Problem statement: Transcribe each line of the material as it is, and drop any picture.

Information shown:
════════

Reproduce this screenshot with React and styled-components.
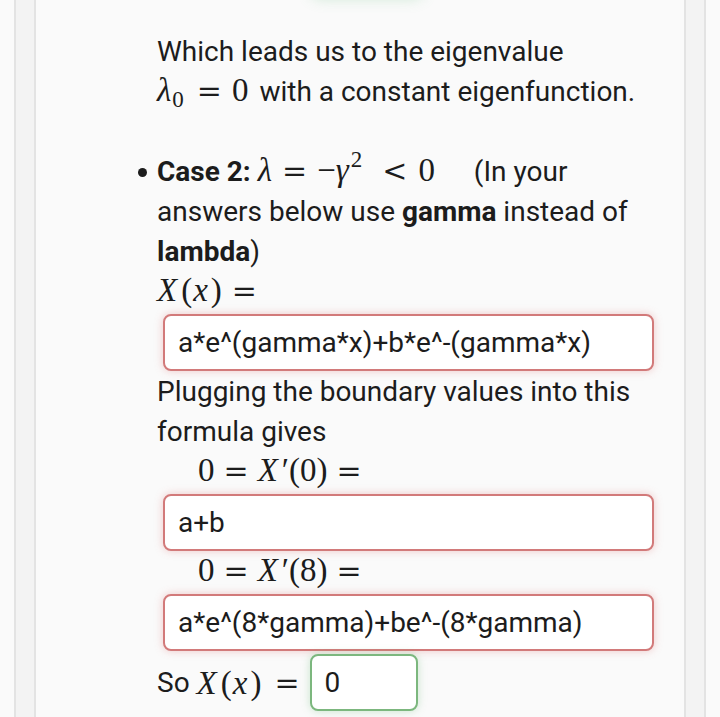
import React from 'react';
import styled, { createGlobalStyle } from 'styled-components';

const Global = createGlobalStyle`
    html, body {
        margin: 0;
        padding: 0;
        background: #fafafa;
        overflow: hidden;
    }
`;

const Page = styled.div`
    width: 720px;
    height: 717px;
    display: flex;
    background: #fafafa;
    overflow: hidden;
`;

const Frame = styled.div`
    box-sizing: border-box;
    margin-left: 14px;
    width: 692px;
    display: flex;
    background: #f3f3f3;
    border-left: 2px solid #e3e3e3;
    border-right: 2px solid #e3e3e3;
    padding: 0 18px;
`;

const Panel = styled.div`
    flex-grow: 1;
    background: #fafafa;
    border-left: 2px solid #e3e3e3;
    border-right: 2px solid #e3e3e3;
    padding: 32px 8px 0 121px;
    font-family: Roboto, "Liberation Sans", sans-serif;
    font-size: 28px;
    line-height: 40px;
    color: #1c1c1c;
`;

const PrevGlow = styled.div`
    width: 108px;
    height: 40px;
    margin: -76px 0 36px 156px;
    border-radius: 8px;
    box-shadow: 0 0 14px 3px rgba(120, 200, 140, 0.3);
`;

const P = styled.div``;

const List = styled.ul`
    margin: 40px 0 0;
    padding: 0;
    list-style: none;
`;

const Item = styled.li`
    position: relative;

    &::before {
        content: '';
        position: absolute;
        left: -19px;
        top: 16px;
        width: 9px;
        height: 9px;
        border-radius: 50%;
        background: #1c1c1c;
    }
`;

const M = styled.span`
    font-family: "Liberation Serif", "DejaVu Serif", serif;
    font-size: 33px;
    line-height: 20px;
    font-style: ${(p) => (p.$i ? 'italic' : 'normal')};
    margin: 0 ${(p) => p.$r || 0}px 0 ${(p) => p.$l || 0}px;
`;

const Op = styled.span`
    font-family: "DejaVu Serif", "Liberation Serif", serif;
    font-size: 30px;
    line-height: 20px;
    margin: 0 ${(p) => (p.$r != null ? p.$r : 9)}px 0 ${(p) => (p.$l != null ? p.$l : 9)}px;
`;

const Sub = styled.sub`
    font-family: "Liberation Serif", serif;
    font-size: 23px;
    vertical-align: -6px;
    line-height: 0;
    margin-right: 2px;
`;

const Sup = styled.sup`
    font-family: "Liberation Serif", serif;
    font-size: 23px;
    vertical-align: 14px;
    line-height: 0;
    margin-left: 2px;
`;

const Quad = styled.span`
    display: inline-block;
    width: 32px;
`;

const B = styled.b`
    font-weight: 700;
`;

const Indent = styled.div`
    padding-left: 41px;
`;

const Input = styled.div`
    box-sizing: border-box;
    margin: ${(p) => (p.$inline ? '0' : '2px 0 1px 6px')};
    width: ${(p) => (p.$inline ? '108px' : '491px')};
    height: 57px;
    display: ${(p) => (p.$inline ? 'inline-flex' : 'flex')};
    flex-shrink: 0;
    align-items: center;
    vertical-align: middle;
    padding-left: 13px;
    background: #fff;
    border: 2px solid ${(p) => (p.$ok ? '#7cb77e' : '#d27a7a')};
    border-radius: 8px;
    box-shadow: 0 0 8px ${(p) => (p.$ok ? 'rgba(110, 190, 120, 0.35)' : 'rgba(220, 110, 110, 0.35)')};
    font-family: Roboto, "Liberation Sans", sans-serif;
    font-size: 28px;
    line-height: 40px;
    color: #1c1c1c;
`;

const SoLine = styled.div`
    display: flex;
    align-items: center;
    margin-top: 3px;
    height: 57px;
`;

const Xx = () => (
    <>
        <M $i $r={4}>X</M><M $r={1}>(</M><M $i $r={3}>x</M><M $r={1}>)</M>
    </>
);

const App = () => {
    return (
        <Page>
            <Global />
            <Frame>
                <Panel>
                    <PrevGlow />
                    <P>
                        Which leads us to the eigenvalue
                        <br />
                        <M $i $r={1}>λ</M><Sub>0</Sub><Op $l={11} $r={10}>=</Op><M $r={4}>0</M> with a constant eigenfunction.
                    </P>
                    <List>
                        <Item>
                            <B>Case 2:</B> <M $i>λ</M><Op $l={10} $r={10}>=</Op><M>−</M><M $i>γ</M><Sup>2</Sup><Op $l={20} $r={11}>&lt;</Op><M>0</M>
                            <Quad /> (In your answers below use <B>gamma</B> instead of <B>lambda</B>)
                            <br />
                            <Xx /><Op>=</Op>
                            <Input>a*e^(gamma*x)+b*e^-(gamma*x)</Input>
                            Plugging the boundary values into this formula gives
                            <Indent>
                                <M>0</M><Op>=</Op><M $i $r={4}>X</M><M>′(0)</M><Op>=</Op>
                            </Indent>
                            <Input>a+b</Input>
                            <Indent>
                                <M>0</M><Op>=</Op><M $i $r={4}>X</M><M>′(8)</M><Op>=</Op>
                            </Indent>
                            <Input>a*e^(8*gamma)+be^-(8*gamma)</Input>
                            <SoLine>
                                So&nbsp;<Xx /><Op $l={12} $r={10}>=</Op>
                                <Input $inline $ok>0</Input>
                            </SoLine>
                        </Item>
                    </List>
                </Panel>
            </Frame>
        </Page>
    );
};

export default App;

════════

Written answer:
Reproduce this screenshot with React and styled-components.
import React from 'react';
import styled, { createGlobalStyle } from 'styled-components';

const Global = createGlobalStyle`
    html, body {
        margin: 0;
        padding: 0;
        background: #fafafa;
        overflow: hidden;
    }
`;

const Page = styled.div`
    width: 720px;
    height: 717px;
    display: flex;
    background: #fafafa;
    overflow: hidden;
`;

const Frame = styled.div`
    box-sizing: border-box;
    margin-left: 14px;
    width: 692px;
    display: flex;
    background: #f3f3f3;
    border-left: 2px solid #e3e3e3;
    border-right: 2px solid #e3e3e3;
    padding: 0 18px;
`;

const Panel = styled.div`
    flex-grow: 1;
    background: #fafafa;
    border-left: 2px solid #e3e3e3;
    border-right: 2px solid #e3e3e3;
    padding: 32px 8px 0 121px;
    font-family: Roboto, "Liberation Sans", sans-serif;
    font-size: 28px;
    line-height: 40px;
    color: #1c1c1c;
`;

const PrevGlow = styled.div`
    width: 108px;
    height: 40px;
    margin: -76px 0 36px 156px;
    border-radius: 8px;
    box-shadow: 0 0 14px 3px rgba(120, 200, 140, 0.3);
`;

const P = styled.div``;

const List = styled.ul`
    margin: 40px 0 0;
    padding: 0;
    list-style: none;
`;

const Item = styled.li`
    position: relative;

    &::before {
        content: '';
        position: absolute;
        left: -19px;
        top: 16px;
        width: 9px;
        height: 9px;
        border-radius: 50%;
        background: #1c1c1c;
    }
`;

const M = styled.span`
    font-family: "Liberation Serif", "DejaVu Serif", serif;
    font-size: 33px;
    line-height: 20px;
    font-style: ${(p) => (p.$i ? 'italic' : 'normal')};
    margin: 0 ${(p) => p.$r || 0}px 0 ${(p) => p.$l || 0}px;
`;

const Op = styled.span`
    font-family: "DejaVu Serif", "Liberation Serif", serif;
    font-size: 30px;
    line-height: 20px;
    margin: 0 ${(p) => (p.$r != null ? p.$r : 9)}px 0 ${(p) => (p.$l != null ? p.$l : 9)}px;
`;

const Sub = styled.sub`
    font-family: "Liberation Serif", serif;
    font-size: 23px;
    vertical-align: -6px;
    line-height: 0;
    margin-right: 2px;
`;

const Sup = styled.sup`
    font-family: "Liberation Serif", serif;
    font-size: 23px;
    vertical-align: 14px;
    line-height: 0;
    margin-left: 2px;
`;

const Quad = styled.span`
    display: inline-block;
    width: 32px;
`;

const B = styled.b`
    font-weight: 700;
`;

const Indent = styled.div`
    padding-left: 41px;
`;

const Input = styled.div`
    box-sizing: border-box;
    margin: ${(p) => (p.$inline ? '0' : '2px 0 1px 6px')};
    width: ${(p) => (p.$inline ? '108px' : '491px')};
    height: 57px;
    display: ${(p) => (p.$inline ? 'inline-flex' : 'flex')};
    flex-shrink: 0;
    align-items: center;
    vertical-align: middle;
    padding-left: 13px;
    background: #fff;
    border: 2px solid ${(p) => (p.$ok ? '#7cb77e' : '#d27a7a')};
    border-radius: 8px;
    box-shadow: 0 0 8px ${(p) => (p.$ok ? 'rgba(110, 190, 120, 0.35)' : 'rgba(220, 110, 110, 0.35)')};
    font-family: Roboto, "Liberation Sans", sans-serif;
    font-size: 28px;
    line-height: 40px;
    color: #1c1c1c;
`;

const SoLine = styled.div`
    display: flex;
    align-items: center;
    margin-top: 3px;
    height: 57px;
`;

const Xx = () => (
    <>
        <M $i $r={4}>X</M><M $r={1}>(</M><M $i $r={3}>x</M><M $r={1}>)</M>
    </>
);

const App = () => {
    return (
        <Page>
            <Global />
            <Frame>
                <Panel>
                    <PrevGlow />
                    <P>
                        Which leads us to the eigenvalue
                        <br />
                        <M $i $r={1}>λ</M><Sub>0</Sub><Op $l={11} $r={10}>=</Op><M $r={4}>0</M> with a constant eigenfunction.
                    </P>
                    <List>
                        <Item>
                            <B>Case 2:</B> <M $i>λ</M><Op $l={10} $r={10}>=</Op><M>−</M><M $i>γ</M><Sup>2</Sup><Op $l={20} $r={11}>&lt;</Op><M>0</M>
                            <Quad /> (In your answers below use <B>gamma</B> instead of <B>lambda</B>)
                            <br />
                            <Xx /><Op>=</Op>
                            <Input>a*e^(gamma*x)+b*e^-(gamma*x)</Input>
                            Plugging the boundary values into this formula gives
                            <Indent>
                                <M>0</M><Op>=</Op><M $i $r={4}>X</M><M>′(0)</M><Op>=</Op>
                            </Indent>
                            <Input>a+b</Input>
                            <Indent>
                                <M>0</M><Op>=</Op><M $i $r={4}>X</M><M>′(8)</M><Op>=</Op>
                            </Indent>
                            <Input>a*e^(8*gamma)+be^-(8*gamma)</Input>
                            <SoLine>
                                So&nbsp;<Xx /><Op $l={12} $r={10}>=</Op>
                                <Input $inline $ok>0</Input>
                            </SoLine>
                        </Item>
                    </List>
                </Panel>
            </Frame>
        </Page>
    );
};

export default App;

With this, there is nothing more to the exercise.